Holding — Boyd, C.J.
- The Court of Appeals of Maryland held that the lower court did not have the power to grant the relief sought by the appellee in the tax case.
Rule
- A court lacks the authority to strike out an order of ratification of a tax sale after the ratification has occurred unless an explicit statutory provision allows for such action.
Reasoning
- The court reasoned that the courts operate under a special and limited jurisdiction regarding tax sales and that the legislature did not intend for general equity jurisdiction to apply in such cases.
- The court noted that once a tax sale is ratified, it retains no jurisdiction unless explicitly stated otherwise.
- Since the original petition was filed after the ratification, the court found it had no authority to entertain the petition.
- The court cited previous rulings that emphasized the necessity of following statutory procedures in tax cases, including the requirement for payment of all taxes and interest before seeking equitable relief.
- Furthermore, the court declined to determine the validity of the tax sale itself, as it did not wish to incur additional costs for the parties involved.
- Therefore, the petition was dismissed, and the appellee was ordered to pay the costs.
Deep Dive: How the Court Reached Its Decision
Special and Limited Jurisdiction
The Court of Appeals of Maryland emphasized that courts possess only a special and limited jurisdiction when it comes to matters concerning tax sales.
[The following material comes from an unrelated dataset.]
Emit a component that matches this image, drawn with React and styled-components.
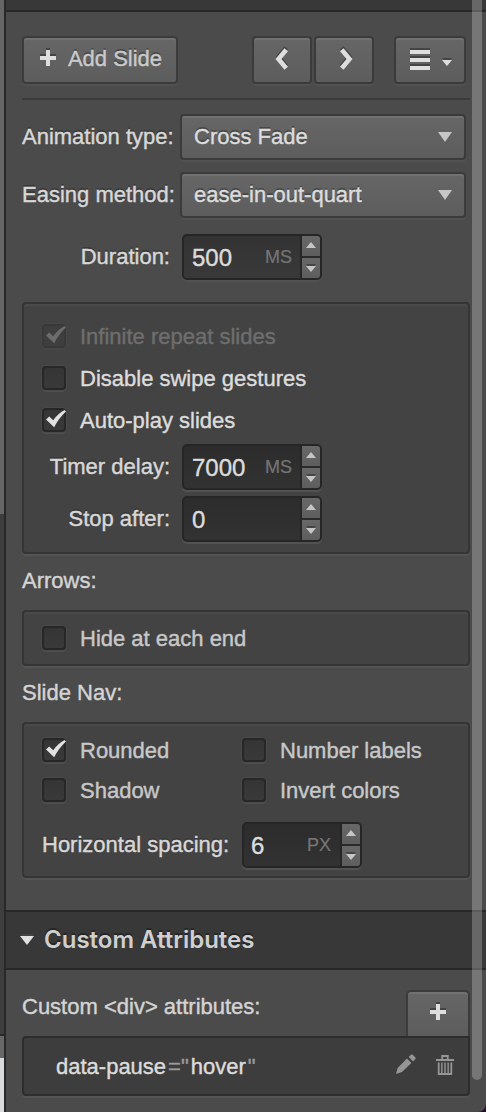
import React from "react";
import styled, { createGlobalStyle, css } from "styled-components";

const GlobalStyle = createGlobalStyle`
  *, *::before, *::after { box-sizing: border-box; }
  body {
    margin: 0;
    background: #4b4b4b;
    font-family: "Liberation Sans", Arial, Helvetica, sans-serif;
    font-size: 22px;
    color: #d8d8d8;
    -webkit-font-smoothing: antialiased;
    -webkit-text-stroke: 0.4px currentColor;
  }
  button { font: inherit; color: inherit; margin: 0; }
`;

const Screen = styled.div`
  display: flex;
  width: 486px;
  height: 1112px;
  position: relative;
  overflow: hidden;
  background: #22102a;
`;

const Gutter = styled.div`
  display: flex;
  flex-direction: column;
  width: 6px;
  flex: none;
  border-right: 2px solid #282828;
`;

const GutterPart = styled.div`
  height: ${(p) => p.$h}px;
  background: ${(p) => p.$bg};
`;

const Panel = styled.main`
  flex: 1;
  background: #4b4b4b;
  border-bottom-right-radius: 8px;
`;

const PreviousHeader = styled.div`
  height: 12px;
  background: #383838;
  border-bottom: 2px solid #282828;
`;

const Section = styled.section`
  padding: ${(p) => p.$pad};
`;

const raised = css`
  background: linear-gradient(#666, #5d5d5d);
  border: 2px solid #3b3b3b;
  box-shadow: inset 0 2px 0 #717171, 0 2px 0 #525252;
`;

const Toolbar = styled.div`
  display: flex;
  height: 64px;
  padding-right: 4px;
  border-bottom: 2px solid #3b3b3b;
`;

const Button = styled.button`
  ${raised}
  display: flex;
  align-items: center;
  justify-content: center;
  width: ${(p) => p.$w}px;
  height: 48px;
  margin-left: ${(p) => p.$ml || 0}px;
  padding: 0;
  border-radius: 4px;
  color: #cacaca;
  text-shadow: 0 -2px 0 #474747;
`;

const ButtonLabel = styled.span`
  padding: 0 0 3px 12px;
  line-height: 24px;
`;

const Icon = styled.svg`
  display: block;
  flex: none;
  overflow: visible;
  margin: ${(p) => p.$m || 0};
  filter: ${(p) => (p.$flat ? "none" : "drop-shadow(0 -2px 0 #444)")};
`;

const Row = styled.div`
  display: flex;
  align-items: center;
  height: 46px;
  margin-top: ${(p) => p.$mt || 0}px;
`;

const Label = styled.label`
  width: ${(p) => p.$w}px;
  flex: none;
  padding-bottom: 1px;
  padding-right: ${(p) => p.$pr || 0}px;
  text-align: ${(p) => (p.$right ? "right" : "left")};
  line-height: 24px;
  white-space: nowrap;
  text-shadow: 0 -2px 0 #3a3a3a;
`;

const Select = styled.div`
  ${raised}
  display: flex;
  align-items: center;
  justify-content: space-between;
  width: 286px;
  height: 46px;
  padding: 0 12px;
  border-radius: 4px;
  color: #dcdcdc;
  text-shadow: 0 -2px 0 #474747;
  line-height: 24px;
`;

const SelectText = styled.span`
  padding-bottom: 1px;
`;

const NumberBox = styled.div`
  display: flex;
  align-items: stretch;
  width: ${(p) => p.$w}px;
  height: 46px;
  border: 2px solid #262626;
  border-radius: 5px;
  background: linear-gradient(#2c2c2c, #323232);
  box-shadow: 0 2px 0 #525252;
  ${(p) => p.$light && css`background: linear-gradient(#333, #393939);`}
`;

const NumberValue = styled.span`
  flex: 1;
  padding-left: ${(p) => (p.$tight ? 7 : 8)}px;
  font-size: 24px;
  line-height: 43px;
  color: #dcdcdc;
`;

const Unit = styled.span`
  padding-right: ${(p) => (p.$tight ? 9 : 8)}px;
  font-size: 18px;
  line-height: 43px;
  color: #757575;
  -webkit-text-stroke-width: 0.2px;
`;

const Spinner = styled.div`
  display: flex;
  flex-direction: column;
  gap: 2px;
  width: 20px;
  border-left: 2px solid #262626;
  background: #2a2a2a;
`;

const Step = styled.div`
  display: flex;
  align-items: center;
  justify-content: center;
  flex: 1;
  background: linear-gradient(#686868, #5e5e5e);
  border-radius: ${(p) => (p.$down ? "0 0 3px 0" : "0 3px 0 0")};
`;

const Group = styled.div`
  height: ${(p) => p.$h}px;
  margin-top: ${(p) => p.$mt}px;
  padding: ${(p) => p.$pt}px 18px 0;
  border: 2px solid #353535;
  border-radius: 4px;
  background: #434343;
  box-shadow: inset 0 2px 0 #4a4a4a, 0 2px 0 #545454;
`;

const CheckGrid = styled.div`
  display: grid;
  grid-template-columns: ${(p) => (p.$two ? "200px 200px" : "1fr")};
  row-gap: ${(p) => p.$gap}px;
`;

const Check = styled.label`
  display: flex;
  align-items: center;
  gap: 14px;
  height: 24px;
  line-height: 26px;
  white-space: nowrap;
  color: ${(p) => (p.$disabled ? "#6e6e6e" : p.$bright ? "#dcdcdc" : "#c8c8c8")};
`;

const CheckText = styled.span`
  height: 24px;
`;

const Box = styled.span`
  display: block;
  width: 24px;
  height: 24px;
  border: 2px solid ${(p) => (p.$disabled ? "#393939" : "#272727")};
  border-radius: 4px;
  background: ${(p) => (p.$disabled ? "#3e3e3e" : "linear-gradient(#353535, #393939)")};
  box-shadow: 0 0 0 1px ${(p) => (p.$disabled ? "#464646" : "#494949")}, 0 2px 0 ${(p) => (p.$disabled ? "#484848" : "#505050")};
`;

const Caption = styled.div`
  height: 24px;
  margin-top: ${(p) => p.$mt || 0}px;
  line-height: 26px;
  color: #d4d4d4;
`;

const SectionHeader = styled.header`
  display: flex;
  align-items: center;
  height: 60px;
  padding-left: 14px;
  border: solid #282828;
  border-width: 2px 0;
  background: #383838;
`;

const Heading = styled.h2`
  margin: 0;
  padding: 0 0 1px 10px;
  font-family: Inter, "Open Sans", sans-serif;
  font-size: 24px;
  font-weight: 600;
  line-height: 30px;
  color: #cfcfcf;
  text-shadow: 0 -2px 0 #262626;
  white-space: nowrap;
  -webkit-text-stroke-width: 0;
`;

const AttrHeader = styled.div`
  display: flex;
  justify-content: space-between;
  height: 46px;
`;

const AddTab = styled.button`
  ${raised}
  display: flex;
  justify-content: center;
  width: 64px;
  height: 46px;
  padding: 12px 0 0;
  border-bottom: 0;
  border-radius: 5px 5px 0 0;
  box-shadow: inset 0 2px 0 #717171;
`;

const AttrItem = styled.div`
  display: flex;
  align-items: center;
  height: 60px;
  padding: 0 14px 0 32px;
  border: 2px solid #2d2d2d;
  border-radius: 4px 0 4px 4px;
  background: #3d3d3d;
  box-shadow: 0 2px 0 #545454;
  line-height: 24px;
  color: #dcdcdc;
`;

const Attr = styled.span`
  flex: 1;
  padding-top: 2px;
`;

const Punct = styled.span`
  margin: 0 ${(p) => p.$r || 0}px 0 ${(p) => p.$l || 0}px;
  color: #9a9a9a;
`;

const Scrollbar = styled.div`
  position: absolute;
  top: 0;
  right: 4px;
  width: 10px;
  height: 1080px;
  border-radius: 0 0 5px 5px;
  background: rgba(255, 255, 255, 0.24);
`;

const Plus = ({ m }) => (
  <Icon width="16" height="16" viewBox="0 0 16 16" $m={m}>
    <path d="M6 0h4v6h6v4h-6v6H6v-6H0V6h6z" fill="#dedede" />
  </Icon>
);

const Chevron = ({ flip }) => (
  <Icon width="13" height="22" viewBox="0 0 13 22" $m={flip ? "0 0 2px 4px" : "0 2px 2px 0"}>
    <path
      d={flip ? "M1.8 1.8L9.5 11L1.8 20.2" : "M11.2 1.8L3.5 11L11.2 20.2"}
      fill="none"
      stroke="#dedede"
      strokeWidth="4.6"
    />
  </Icon>
);

const Triangle = ({ w, h, up, color = "#c6c6c6", m, flat }) => (
  <Icon width={w} height={h} viewBox={`0 0 ${w} ${h}`} $m={m} $flat={flat}>
    <path d={up ? `M0 ${h}L${w / 2} 0L${w} ${h}z` : `M0 0H${w}L${w / 2} ${h}z`} fill={color} />
  </Icon>
);

const CheckMark = ({ color }) => (
  <Icon width="20" height="18" viewBox="0 0 20 18" $m="0 0 0 2px" $flat>
    <path d="M0 9.5L3.2 6.6L7.2 10.2Q12 3.5 18.5 0L20 1.6Q13 8 8.2 17.2Z" fill={color} />
  </Icon>
);

const Checkbox = ({ label, checked, disabled, bright }) => (
  <Check $disabled={disabled} $bright={bright}>
    <Box $disabled={disabled}>{checked && <CheckMark color={disabled ? "#6c6c6c" : "#e2e2e2"} />}</Box>
    <CheckText>{label}</CheckText>
  </Check>
);

const NumberField = ({ value, unit, w = 140, light, tight }) => (
  <NumberBox $w={w} $light={light}>
    <NumberValue $tight={tight}>{value}</NumberValue>
    {unit && <Unit $tight={tight}>{unit}</Unit>}
    <Spinner>
      <Step><Triangle up w={10} h={6} m="0 0 2px" flat /></Step>
      <Step $down><Triangle w={10} h={6} m="2px 0 0" /></Step>
    </Spinner>
  </NumberBox>
);

const Dropdown = ({ value }) => (
  <Select>
    <SelectText>{value}</SelectText>
    <Triangle w={14} h={10} flat />
  </Select>
);

export default function App() {
  return (
    <Screen>
      <GlobalStyle />
      <Gutter>
        <GutterPart $h={514} $bg="#666" />
        <GutterPart $h={520} $bg="#3e3e3e" />
        <GutterPart $h={2} $bg="#282828" />
        <GutterPart $h={22} $bg="#686868" />
        <GutterPart $h={54} $bg="#d9dadb" />
      </Gutter>
      <Panel>
        <PreviousHeader />
        <Section $pad="24px 16px 32px">
          <Toolbar>
            <Button $w={156}>
              <Plus m="0 0 4px 2px" />
              <ButtonLabel>Add Slide</ButtonLabel>
            </Button>
            <Button $w={60} $ml={74} aria-label="Previous"><Chevron /></Button>
            <Button $w={60} $ml={2} aria-label="Next"><Chevron flip /></Button>
            <Button $w={72} $ml={20} aria-label="Menu">
              <Icon width="20" height="20" viewBox="0 0 20 20" $m="0 12px 1px 2px">
                <path d="M0 0h20v4H0zM0 8h20v4H0zM0 16h20v4H0z" fill="#dedede" />
              </Icon>
              <Triangle w={10} h={6} m="5px 0 0" color="#dedede" />
            </Button>
          </Toolbar>
          <Row $mt={14}>
            <Label $w={158}>Animation type:</Label>
            <Dropdown value="Cross Fade" />
          </Row>
          <Row $mt={12}>
            <Label $w={158}>Easing method:</Label>
            <Dropdown value="ease-in-out-quart" />
          </Row>
          <Row $mt={16}>
            <Label $w={160} $right $pr={12}>Duration:</Label>
            <NumberField value="500" unit="MS" light />
          </Row>
          <Group $h={252} $mt={22} $pt={20}>
            <CheckGrid $gap={18}>
              <Checkbox label="Infinite repeat slides" checked disabled />
              <Checkbox label="Disable swipe gestures" bright />
              <Checkbox label="Auto-play slides" checked bright />
            </CheckGrid>
            <Row $mt={12}>
              <Label $w={140} $right $pr={12}>Timer delay:</Label>
              <NumberField value="7000" unit="MS" />
            </Row>
            <Row $mt={6}>
              <Label $w={140} $right $pr={12}>Stop after:</Label>
              <NumberField value="0" />
            </Row>
          </Group>
          <Caption $mt={14}>Arrows:</Caption>
          <Group $h={56} $mt={18} $pt={14}>
            <Checkbox label="Hide at each end" />
          </Group>
          <Caption $mt={14}>Slide Nav:</Caption>
          <Group $h={156} $mt={18} $pt={14}>
            <CheckGrid $two $gap={16}>
              <Checkbox label="Rounded" checked />
              <Checkbox label="Number labels" />
              <Checkbox label="Shadow" />
              <Checkbox label="Invert colors" />
            </CheckGrid>
            <Row $mt={20}>
              <Label $w={200}>Horizontal spacing:</Label>
              <NumberField value="6" unit="PX" w={120} tight />
            </Row>
          </Group>
        </Section>
        <SectionHeader>
          <Triangle w={14} h={9} color="#e2e2e2" />
          <Heading>Custom Attributes</Heading>
        </SectionHeader>
        <Section $pad="20px 16px 16px">
          <AttrHeader>
            <Caption $mt={4}>Custom &lt;div&gt; attributes:</Caption>
            <AddTab aria-label="Add attribute"><Plus /></AddTab>
          </AttrHeader>
          <AttrItem>
            <Attr>
              data-pause<Punct $l={2}>=</Punct><Punct $r={2}>"</Punct>hover<Punct $l={2}>"</Punct>
            </Attr>
            <Icon width="20" height="20" viewBox="0 0 20 20" $m="0 20px 4px 0" $flat>
              <path d="M0 20L1.6 14L11 4.600L15.400 9L6 18Z" fill="#969696" />
              <path d="M12.700 3L15 .7Q15.800 -.1 16.600 .7L19.400 3.500Q20.200 4.300 19.400 5.100L17.100 7.400Z" fill="#969696" />
            </Icon>
            <Icon width="18" height="20" viewBox="0 0 18 20" $m="0 0 2px" $flat>
              <path d="M0 5h18M6.200 5V1h5.600v4M2.700 7.500v11.500h12.600V7.500" fill="none" stroke="#969696" strokeWidth="1.800" />
              <path d="M5.850 7.500V19M9 7.500V19M12.150 7.500V19" fill="none" stroke="#969696" strokeWidth="1.400" />
            </Icon>
          </AttrItem>
        </Section>
      </Panel>
      <Scrollbar />
    </Screen>
  );
}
The legislature had not intended for these courts to exercise their general equity jurisdiction in such cases, indicating a clear distinction between the two types of jurisdiction. This principle is rooted in the understanding that tax sales follow specific statutory procedures which the courts must adhere to strictly. The court cited prior decisions that reinforced this notion, highlighting that nothing is presumed in favor of a court's actions in a context where it is operating under a limited grant of authority. Consequently, any challenge to the validity of tax sales must align with the established statutory framework, and the courts cannot extend their authority beyond what the legislation expressly allows. This limited jurisdiction means that once a tax sale is ratified, the court generally relinquishes control unless explicitly provided otherwise in the statute.
Ratification and Retention of Jurisdiction
In this case, the court clarified that after the ratification of a tax sale, it does not retain the jurisdiction to revisit or strike out the order unless such authority is expressly granted by legislation. The court noted that the order of ratification was finalized on October 21, 1918, while the petition to strike it out was not filed until January 28, 1919, significantly after the ratification. This timeline indicated that the court's jurisdiction had lapsed, and thus it was unable to consider the petition for relief. The court highlighted that the ratification process is a definitive action that concludes the court's involvement in the case, further asserting that the absence of an explicit provision allowing for a petition to strike out the ratification underscores the lack of authority. The timing of the filing was critical, as it underscored the procedural missteps taken by the appellee in attempting to challenge the ratification after it was already finalized.
Nature of the Petition
The court addressed the nature of the petition filed by the appellee, noting that it could not be treated as a bill of review or any similar equitable bill. The appellee sought to challenge the order of ratification based on alleged defects in the tax sale process but failed to align his request with the recognized forms of legal relief. The court explained that a petition to strike an order of ratification in a tax case does not fit within the traditional frameworks of equity claims, which typically require a more formal procedure such as a bill in equity. This distinction was significant because it illustrated the limitations placed on parties seeking relief in tax sale matters. The court's emphasis on the improper categorization of the petition further reinforced its conclusion that the lower court lacked jurisdiction to grant the relief sought by the appellee.
Equitable Powers and Conditions Precedent
The court reiterated the principle that anyone seeking to have a tax sale set aside must fulfill certain conditions precedent, specifically the payment of all taxes and interest due on the property. This requirement serves as a foundational aspect of the court's equitable powers, ensuring that those who seek relief in equity do so in good faith and with clean hands. The court made it clear that without meeting these conditions, a party could not invoke the court's equitable jurisdiction. This principle aligns with the notion that equity will not assist a party unless they have fulfilled their obligations related to the property in question. Although the appellee claimed ignorance of the tax sale and sought to challenge its validity, the court indicated that his failure to pay the requisite taxes precluded him from obtaining relief. The court's decision to dismiss the petition highlighted the importance of adhering to both legal and equitable doctrines in tax sale proceedings.
Conclusion and Dismissal
Ultimately, the Court of Appeals of Maryland concluded that the lower court had no power to grant the relief requested by the appellee in the tax case. The court's ruling was grounded in the principles of limited jurisdiction regarding tax sales, the improper nature of the petition filed, and the failure of the appellee to meet the necessary conditions for equitable relief. The court expressed regret at not being able to address the validity of the tax sale itself, as it would lead to unnecessary costs for the parties involved. By reversing the lower court's decision and dismissing the petition, the court underscored the importance of strict adherence to statutory procedures in tax cases. The appellee was ordered to bear the costs of the proceedings, further reflecting the principles of accountability and good faith in seeking relief from the court.